Veronika Franz: Tja, das war eine Berg- und Talfahrt oder auch eine Himmel- und Höllenfahrt. Grundsätzlich hat man acht Wochen Zeit, selbst zu schneiden, dann gibt man den Film an die Produzenten ab. Wenn es ihnen gefällt, nehmen sie ihn, wenn nicht, schneiden sie um. Wir waren nach acht Wochen noch nicht fertig, und da haben die Produzenten versucht, eine weitere Schnittfassung herzustellen. Letztendlich haben sie ihn uns aber wieder zurück gegeben, und wir haben ihn selbst fertig geschnitten.
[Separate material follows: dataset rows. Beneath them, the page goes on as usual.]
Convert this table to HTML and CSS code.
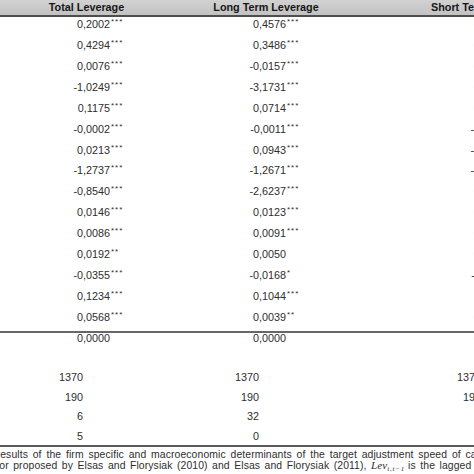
FILE: index.html
```html
<!DOCTYPE html>
<html>
<head>
<meta charset="utf-8">
<link rel="stylesheet" href="styles.css">
</head>
<body>
<div class="sheet">
  <div class="head">
    <div class="h1">Total Leverage</div>
    <div class="h2">Long Term Leverage</div>
    <div class="h3">Short Term Leverage</div>
  </div>
  <div class="body">
    <div class="row"><div class="c c1"><span class="n">0,2002</span><span class="s">***</span></div><div class="c c2"><span class="n">0,4576</span><span class="s">***</span></div><div class="c c3"><span class="n">0,3315</span><span class="s">***</span></div></div>
    <div class="row"><div class="c c1"><span class="n">0,4294</span><span class="s">***</span></div><div class="c c2"><span class="n">0,3486</span><span class="s">***</span></div><div class="c c3"><span class="n">0,4021</span><span class="s">***</span></div></div>
    <div class="row"><div class="c c1"><span class="n">0,0076</span><span class="s">***</span></div><div class="c c2"><span class="n">-0,0157</span><span class="s">***</span></div><div class="c c3"><span class="n">0,0214</span><span class="s">***</span></div></div>
    <div class="row"><div class="c c1"><span class="n">-1,0249</span><span class="s">***</span></div><div class="c c2"><span class="n">-3,1731</span><span class="s">***</span></div><div class="c c3"><span class="n">0,8812</span><span class="s">***</span></div></div>
    <div class="row"><div class="c c1"><span class="n">0,1175</span><span class="s">***</span></div><div class="c c2"><span class="n">0,0714</span><span class="s">***</span></div><div class="c c3"><span class="n">0,1260</span><span class="s">***</span></div></div>
    <div class="row"><div class="c c1"><span class="n">-0,0002</span><span class="s">***</span></div><div class="c c2"><span class="n">-0,0011</span><span class="s">***</span></div><div class="c c3"><span class="n">-0,0009</span><span class="s">***</span></div></div>
    <div class="row"><div class="c c1"><span class="n">0,0213</span><span class="s">***</span></div><div class="c c2"><span class="n">0,0943</span><span class="s">***</span></div><div class="c c3"><span class="n">-0,0512</span><span class="s">***</span></div></div>
    <div class="row"><div class="c c1"><span class="n">-1,2737</span><span class="s">***</span></div><div class="c c2"><span class="n">-1,2671</span><span class="s">***</span></div><div class="c c3"><span class="n">-0,6284</span><span class="s">***</span></div></div>
    <div class="row"><div class="c c1"><span class="n">-0,8540</span><span class="s">***</span></div><div class="c c2"><span class="n">-2,6237</span><span class="s">***</span></div><div class="c c3"><span class="n">0,4470</span><span class="s">***</span></div></div>
    <div class="row"><div class="c c1"><span class="n">0,0146</span><span class="s">***</span></div><div class="c c2"><span class="n">0,0123</span><span class="s">***</span></div><div class="c c3"><span class="n">0,0102</span><span class="s">***</span></div></div>
    <div class="row"><div class="c c1"><span class="n">0,0086</span><span class="s">***</span></div><div class="c c2"><span class="n">0,0091</span><span class="s">***</span></div><div class="c c3"><span class="n">0,0057</span><span class="s">***</span></div></div>
    <div class="row"><div class="c c1"><span class="n">0,0192</span><span class="s">**</span></div><div class="c c2"><span class="n">0,0050</span></div><div class="c c3"><span class="n">0,0233</span><span class="s">**</span></div></div>
    <div class="row"><div class="c c1"><span class="n">-0,0355</span><span class="s">***</span></div><div class="c c2"><span class="n">-0,0168</span><span class="s">*</span></div><div class="c c3"><span class="n">-0,0211</span><span class="s">**</span></div></div>
    <div class="row"><div class="c c1"><span class="n">0,1234</span><span class="s">***</span></div><div class="c c2"><span class="n">0,1044</span><span class="s">***</span></div><div class="c c3"><span class="n">0,1187</span><span class="s">***</span></div></div>
    <div class="row"><div class="c c1"><span class="n">0,0568</span><span class="s">***</span></div><div class="c c2"><span class="n">0,0039</span><span class="s">**</span></div><div class="c c3"><span class="n">0,0602</span><span class="s">***</span></div></div>
  </div>
  <div class="foot">
    <div class="frow"><div class="c c1"><span class="n">0,0000</span></div><div class="c c2"><span class="n">0,0000</span></div><div class="c c3"><span class="n">0,0000</span></div></div>
    <div class="frow"></div>
    <div class="frow"><div class="i i1">1370</div><div class="i i2">1370</div><div class="i i3">1370</div></div>
    <div class="frow"><div class="i i1">190</div><div class="i i2">190</div><div class="i i3">190</div></div>
    <div class="frow"><div class="i i1">6</div><div class="i i2">32</div><div class="i i3">4</div></div>
    <div class="frow last"><div class="i i1">5</div><div class="i i2">0</div><div class="i i3">3</div></div>
  </div>
  <div class="caption">
    <div class="line l1">Results of the firm specific and macroeconomic determinants of the target adjustment speed of capital</div>
    <div class="line l2">tor proposed by Elsas and Florysiak (2010) and Elsas and Florysiak (2011), <span class="lev">Lev<sub>i,t−1</sub></span>is the lagged leverage</div>
  </div>
</div>
</body>
</html>
```
FILE: styles.css
```css
html, body {
  margin: 0;
  padding: 0;
  overflow: hidden;
  background: #ffffff;
}
body {
  width: 474px;
  height: 474px;
  font-family: "Liberation Sans", Arial, sans-serif;
  color: #2e2e2e;
}
.sheet {
  width: 600px;
}
.head {
  display: grid;
  grid-template-columns: 173px 186px 1fr;
  height: 15px;
  line-height: 14px;
  background: linear-gradient(#d2d2d2, #c2c2c2);
  border-bottom: 2px solid #4d4d4d;
  font-weight: bold;
  font-size: 10.8px;
  color: #161616;
  white-space: nowrap;
}
.h1, .h2 {
  text-align: center;
}
.h3 {
  padding-left: 72px;
}
.row, .frow {
  display: grid;
  grid-template-columns: 173px 186px 1fr;
  align-items: start;
  font-size: 10.8px;
  white-space: nowrap;
}
.row {
  height: 20.93px;
  line-height: 13px;
}
.body {
  padding-top: 1px;
}
.foot {
  border-top: 2px solid #666666;
  margin-top: -1px;
}
.frow {
  height: 19.6px;
  line-height: 11px;
}
.frow.last {
  height: 14px;
}
.c {
  display: flex;
}
.c1 { padding-left: 70px; }
.c2 { padding-left: 73px; }
.c3 { padding-left: 108px; }
.n {
  width: 40px;
  text-align: right;
  flex: none;
}
.s {
  font-size: 8px;
  letter-spacing: 1px;
  position: relative;
  top: -3px;
  padding-left: 1px;
}
.i {
  text-align: right;
}
.i1 { width: 83px; }
.i2 { width: 86px; }
.i3 { width: 122px; }
.caption {
  border-top: 2px solid #5a5a5a;
  padding-top: 2px;
  font-size: 10.4px;
  line-height: 11px;
  color: #2e2e2e;
  white-space: nowrap;
}
.l1 {
  margin-left: -7.4px;
  word-spacing: 1.8px;
  letter-spacing: 0.1px;
}
.l2 {
  margin-left: -3.7px;
  word-spacing: 1.5px;
  letter-spacing: 0.1px;
}
.lev {
  font-family: "Liberation Serif", "Times New Roman", serif;
  font-style: italic;
  font-size: 11px;
  word-spacing: 0;
  margin-right: 3px;
}
.lev sub {
  font-size: 7px;
  letter-spacing: 0.8px;
  vertical-align: -2px;
  line-height: 0;
}
```
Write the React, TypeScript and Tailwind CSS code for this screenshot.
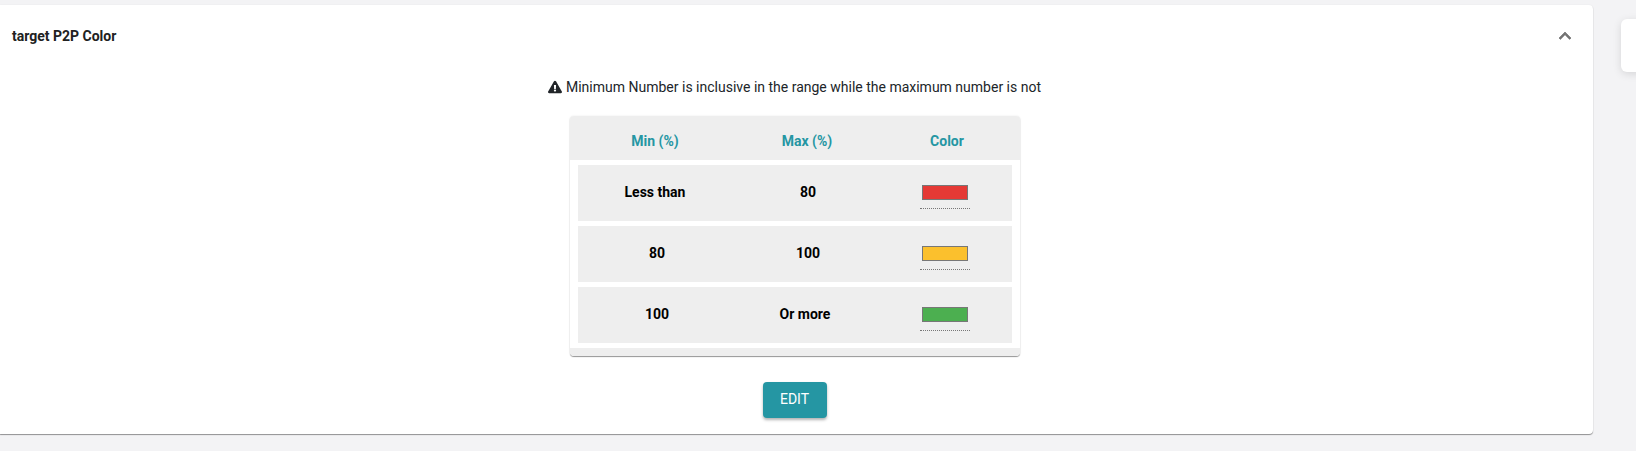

Das war jetzt übrigens sehr sachlich beschrieben (lacht).

Severin Fiala: Zum Glück ist unser Film so eigen, dass die Produzenten eingesehen haben, dass nur wir ihn schneiden können. Den Produzenten ist wichtig, dass den Leuten der Film gefällt. Für uns ist wichtig, dass der Film funktioniert, und nicht, ob die Leute danach sagen, dass sie ihn gerne mögen. Der Film will ja auch unangenehm sein. Ein Amerikaner, der ihn als Freizeitgestaltung begreift, wird danach vielleicht sagen: „Das hat mir aber keinen Spaß gemacht.“ Aber für uns wäre das genau die richtige Reaktion.